Sağlıklı sınırlar huzurlu bir zihin getirir.
İletişimlerde hayır diyememenin bazı getiri ve götürüleri vardır. Örneğin, karşımızdaki kişiyi kırmamak ve ilişkinin sarsılmaması bizim için bir yarardır. Öte yandan lüzumsuz bir durumun içerisine girmek veya bir sohbeti bitirip yapmamız gerekenlerle ilgilenmek istediğimizi söyleyemediğimiz için bir yerde mahsur kalmak da hiç kuşkusuz bir götürüdür. Acaba bu yarar ve zararları gözetirken bazen kendi önceliklerimizin bulanıklaştığı kendimizi istemediğimiz bir durumda ikinci plana attığımız oluyor olabilir mi?

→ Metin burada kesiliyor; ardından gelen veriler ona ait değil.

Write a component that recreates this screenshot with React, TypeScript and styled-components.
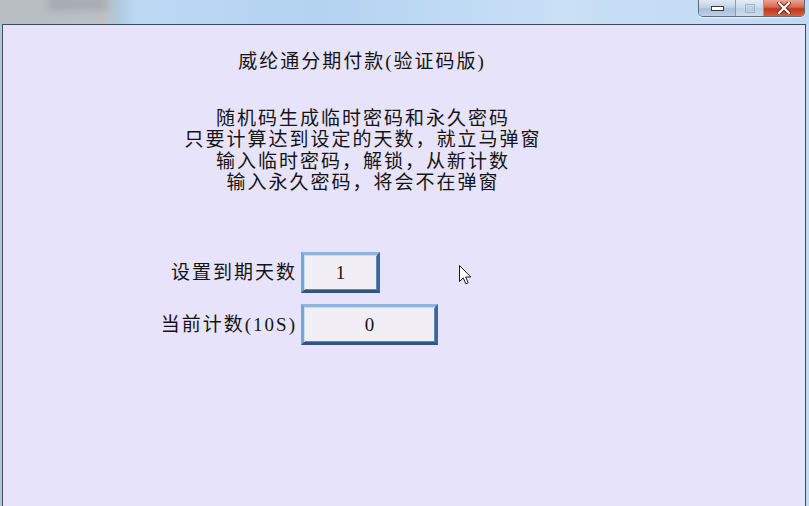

İnsan birçok durumda hayır deme zorunluluğundadır, örneğin karnı tokken bir yiyecek ikramına, vakti yokken bir sohbete, yorgunken fiziksel bir yardıma veya mali olarak bütçesini sarsacak bir borç vermeye... Uzaktan bakıp düşündüğümüz zaman bunlar epey bariz örneklerdir ancak yaşarken kendi zihnimiz bazen karşı tarafın neler düşünebileceğine gereğinden fazla odaklanır, ben ona şuan katılmazsam benimle bir daha bu kadar samimi olmayabilir gibi düşüncelere girer. Buna eşlik eden bir kaygı ortaya çıkar ve kişi pasif bir onaylama haline girip kendisini karşı tarafa teslim eder. Ancak burada daha yakından baktığımız zaman karşı tarafın talebini tam anlamıyla anlamamış olduğumuzu görürüz. Çünkü karşımızdaki kişi yalnızca ufak bir sorunu çözmek için yardım arayışında olabilir ve bunu çözebilecek çeşitli insanları zihninden geçirip onlardan sırayla yardım isteyecek ve müsait olan ve ona yardımcı olmaya istekli bir kişiyi bulana kadar devam edecektir. Burada yardım talebi de gayet insanidir, hayır demek de öyle. Burada dönüp dolaşan olay kendisine soru sorulmuş olan kişinin zihnindedir.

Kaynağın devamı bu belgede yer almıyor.